Understanding our Moral Foundations

Humans are capable of a vast spectrum of kindness and cruelty, selfishness and generosity. Haidt’s research reveals that our praise and blame for virtue and vice—our moral psychology—is driven not by reason, but by intuition.

The moral foundations theory says that we are all in some measure irrational. Moreover, it suggests that our disagreements arise not from factual differences, but from divergent intuitions, of which we may not even be aware.

This prescribes a dose of humility. When in conflict with a partner, colleague, or Internet commenter, we ought consider the moral foundations behind the other point of view.

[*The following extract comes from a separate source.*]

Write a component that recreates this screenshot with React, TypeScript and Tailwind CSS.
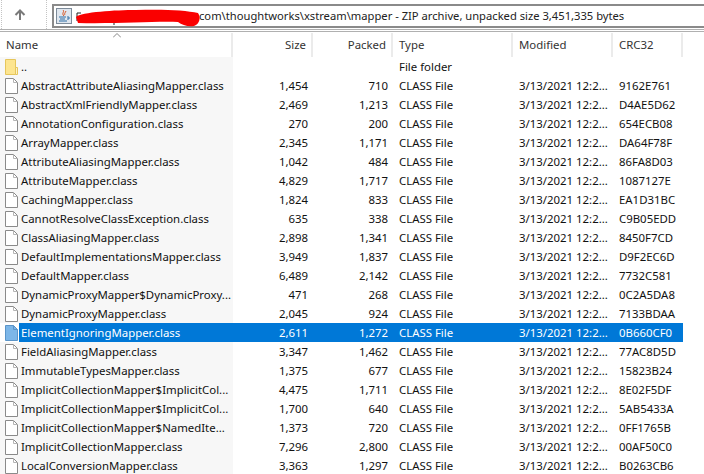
const ROWS = [
  ["..", "", "", "File folder", "", ""],
  ["AbstractAttributeAliasingMapper.class", "1,454", "710", "CLASS File", "3/13/2021 12:2...", "9162E761"],
  ["AbstractXmlFriendlyMapper.class", "2,469", "1,213", "CLASS File", "3/13/2021 12:2...", "D4AE5D62"],
  ["AnnotationConfiguration.class", "270", "200", "CLASS File", "3/13/2021 12:2...", "654ECB08"],
  ["ArrayMapper.class", "2,345", "1,171", "CLASS File", "3/13/2021 12:2...", "DA64F78F"],
  ["AttributeAliasingMapper.class", "1,042", "484", "CLASS File", "3/13/2021 12:2...", "86FA8D03"],
  ["AttributeMapper.class", "4,829", "1,717", "CLASS File", "3/13/2021 12:2...", "1087127E"],
  ["CachingMapper.class", "1,824", "833", "CLASS File", "3/13/2021 12:2...", "EA1D31BC"],
  ["CannotResolveClassException.class", "635", "338", "CLASS File", "3/13/2021 12:2...", "C9B05EDD"],
  ["ClassAliasingMapper.class", "2,898", "1,341", "CLASS File", "3/13/2021 12:2...", "8450F7CD"],
  ["DefaultImplementationsMapper.class", "3,949", "1,837", "CLASS File", "3/13/2021 12:2...", "D9F2EC6D"],
  ["DefaultMapper.class", "6,489", "2,142", "CLASS File", "3/13/2021 12:2...", "7732C581"],
  ["DynamicProxyMapper$DynamicProxy...", "471", "268", "CLASS File", "3/13/2021 12:2...", "0C2A5DA8"],
  ["DynamicProxyMapper.class", "2,045", "924", "CLASS File", "3/13/2021 12:2...", "7133BDAA"],
  ["ElementIgnoringMapper.class", "2,611", "1,272", "CLASS File", "3/13/2021 12:2...", "0B660CF0"],
  ["FieldAliasingMapper.class", "3,347", "1,462", "CLASS File", "3/13/2021 12:2...", "77AC8D5D"],
  ["ImmutableTypesMapper.class", "1,375", "677", "CLASS File", "3/13/2021 12:2...", "15823B24"],
  ["ImplicitCollectionMapper$ImplicitCol...", "4,475", "1,711", "CLASS File", "3/13/2021 12:2...", "8E02F5DF"],
  ["ImplicitCollectionMapper$ImplicitCol...", "1,700", "640", "CLASS File", "3/13/2021 12:2...", "5AB5433A"],
  ["ImplicitCollectionMapper$NamedIte...", "1,373", "720", "CLASS File", "3/13/2021 12:2...", "0FF1765B"],
  ["ImplicitCollectionMapper.class", "7,296", "2,800", "CLASS File", "3/13/2021 12:2...", "00AF50C0"],
  ["LocalConversionMapper.class", "3,363", "1,297", "CLASS File", "3/13/2021 12:2...", "B0263CB6"],
];

const SELECTED = 14;

function FileIcon({ selected }: { selected: boolean }) {
  return (
    <svg width="13" height="16" viewBox="0 0 13 16" className="shrink-0">
      <path
        d="M.5 .5H8.5L12.5 4.5V15.5H.5Z"
        fill={selected ? "#7cb6e8" : "#ffffff"}
        stroke={selected ? "#5a94c8" : "#8a8a8a"}
      />
      <path d="M8.5 .5V4.5H12.5" fill="none" stroke={selected ? "#5a94c8" : "#b5b5b5"} />
    </svg>
  );
}

function FolderIcon() {
  return (
    <svg width="13" height="16" viewBox="0 0 13 16" className="shrink-0">
      <path d="M.5 .5H10.5V15.5H.5Z" fill="#fde58f" stroke="#e6c65c" />
      <path d="M10.5 10V15.5H12.5V8.5H10.5Z" fill="#fff3c4" stroke="#e6c65c" />
    </svg>
  );
}

function JarIcon() {
  return (
    <svg width="16" height="16" viewBox="0 0 16 16" className="shrink-0">
      <rect x=".5" y=".5" width="15" height="15" fill="#dfe6ee" stroke="#7d8b99" />
      <path d="M7 2C9 4 5 5 8 8M10 3C9 5 8 6 9 7" fill="none" stroke="#d9531e" />
      <path d="M3 9H10M4 11H9M3 13H11" stroke="#2f6ea5" />
      <path d="M11 9H13V11H11" fill="none" stroke="#2f6ea5" />
    </svg>
  );
}

function HeaderCell({ label, className }: { label: string; className: string }) {
  return (
    <div className={`flex h-[24px] items-center border-r-2 border-[#ebebeb] ${className}`}>
      {label}
    </div>
  );
}

export default function App() {
  return (
    <div className="flex h-[474px] w-[704px] flex-col overflow-hidden bg-white font-['Noto_Sans','Open_Sans',sans-serif] text-[11.4px] text-[#111]">
      <div className="flex h-[29px] shrink-0 items-start">
        <div className="flex h-[29px] w-[46px] shrink-0 items-center justify-between border-x border-dotted border-[#c4c4c4] ml-[1px]">
          <svg width="12" height="12" viewBox="0 0 12 12" className="ml-[12px]">
            <path d="M6 11V1.5M1.5 6L6 1.5L10.5 6" fill="none" stroke="#7a7a7a" strokeWidth="2" />
          </svg>
        </div>
        <div className="relative ml-[5px] mt-[4px] flex h-[24px] flex-1 items-center border-y-2 border-l-2 border-[#8a8a8a] bg-white pl-[2px]">
          <JarIcon />
          <span className="ml-[127px] whitespace-nowrap text-[11.2px] leading-none text-[#222]">
            com\thoughtworks\xstream\mapper - ZIP archive, unpacked size 3,451,335 bytes
          </span>
          <svg width="126" height="20" viewBox="0 0 126 20" className="absolute left-[22px] top-[2px]">
            <path d="M1 5V13M1 5H5M38 13V17" fill="none" stroke="#222" />
            <path
              d="M0 9C5 4 40 2 60 2C85 1 110 2 122 5C125 9 124 16 118 18C112 19 106 17 102 14C80 13 40 16 2 15Z"
              fill="#fa0000"
            />
          </svg>
        </div>
      </div>
      <div className="h-[3px] shrink-0 border-y border-[#b0b0b0]" />
      <div className="relative flex h-[25px] shrink-0 items-end text-[#333]">
        <svg width="8" height="5" viewBox="0 0 8 5" className="absolute left-[113px] top-[1px]">
          <path d="M0 4.5L4 .5L8 4.5" fill="none" stroke="#888" />
        </svg>
        <HeaderCell label="Name" className="w-[233px] pl-[6px]" />
        <HeaderCell label="Size" className="w-[80px] justify-end pr-[5px]" />
        <HeaderCell label="Packed" className="w-[80px] justify-end pr-[5px]" />
        <HeaderCell label="Type" className="w-[120px] pl-[6px]" />
        <HeaderCell label="Modified" className="w-[100px] pl-[6px]" />
        <HeaderCell label="CRC32" className="w-[70px] pl-[6px]" />
      </div>
      <div className="flex min-h-0 flex-1 flex-col">
        {ROWS.map((row, i) => (
          <div key={i} className="flex h-[19px] w-[683px] shrink-0 items-center">
            <div className="flex h-full w-[233px] shrink-0 items-center bg-[#f7f7f7]">
              <div className={`flex h-full w-[19px] shrink-0 items-center pl-[5px] ${i === SELECTED ? "bg-white" : ""}`}>
                {i === 0 ? <FolderIcon /> : <FileIcon selected={i === SELECTED} />}
              </div>
              <span className={`flex h-full flex-1 items-center whitespace-nowrap pl-[2px] ${i === SELECTED ? "bg-[#0078d7] text-white" : ""}`}>
                {row[0]}
              </span>
            </div>
            <div className={`flex h-full flex-1 items-center ${i === SELECTED ? "bg-[#0078d7] text-white" : ""}`}>
              <span className="w-[80px] pr-[5px] text-right">{row[1]}</span>
              <span className="w-[80px] pr-[5px] text-right">{row[2]}</span>
              <span className="w-[120px] pl-[6px]">{row[3]}</span>
              <span className="w-[100px] pl-[6px]">{row[4]}</span>
              <span className="w-[70px] pl-[6px]">{row[5]}</span>
            </div>
          </div>
        ))}
      </div>
    </div>
  );
}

For as long as we cling to the rationalist delusion, we burnish the fallacy that we’re objective, fact-driven creatures even though the opposite is true.

Haidt, Graham, and Joseph designed the website yourmorals.org to gather data and give participants a sense of their moral foundations. The site contains numerous surveys, but I encourage TWP teachers to have their students take the moral foundations questionnaire. The questionnaire will show students where they are on each of the moral dimensions.

I also encourage teachers to show their students Haidt’s TED Talk that explores the differences between the moral foundations of liberals and conservatives.

If our students get a basic grasp of the MFT, and see themselves within it, they will almost certainly grow in their integrated perspective. Particularly:

  • Listen to other perspectives when collaborating
  • Recognize the interconnectedness between and within natural and social systems
  • Acknowledge the limitations of a singular perspective
  • Understand various perspectives and how they came to be

I close by returning to the title: Righteous Mind Seeks Integrated Perspective. This is a match worth making, and one that will make the world just a little bit happier and more fulfilled.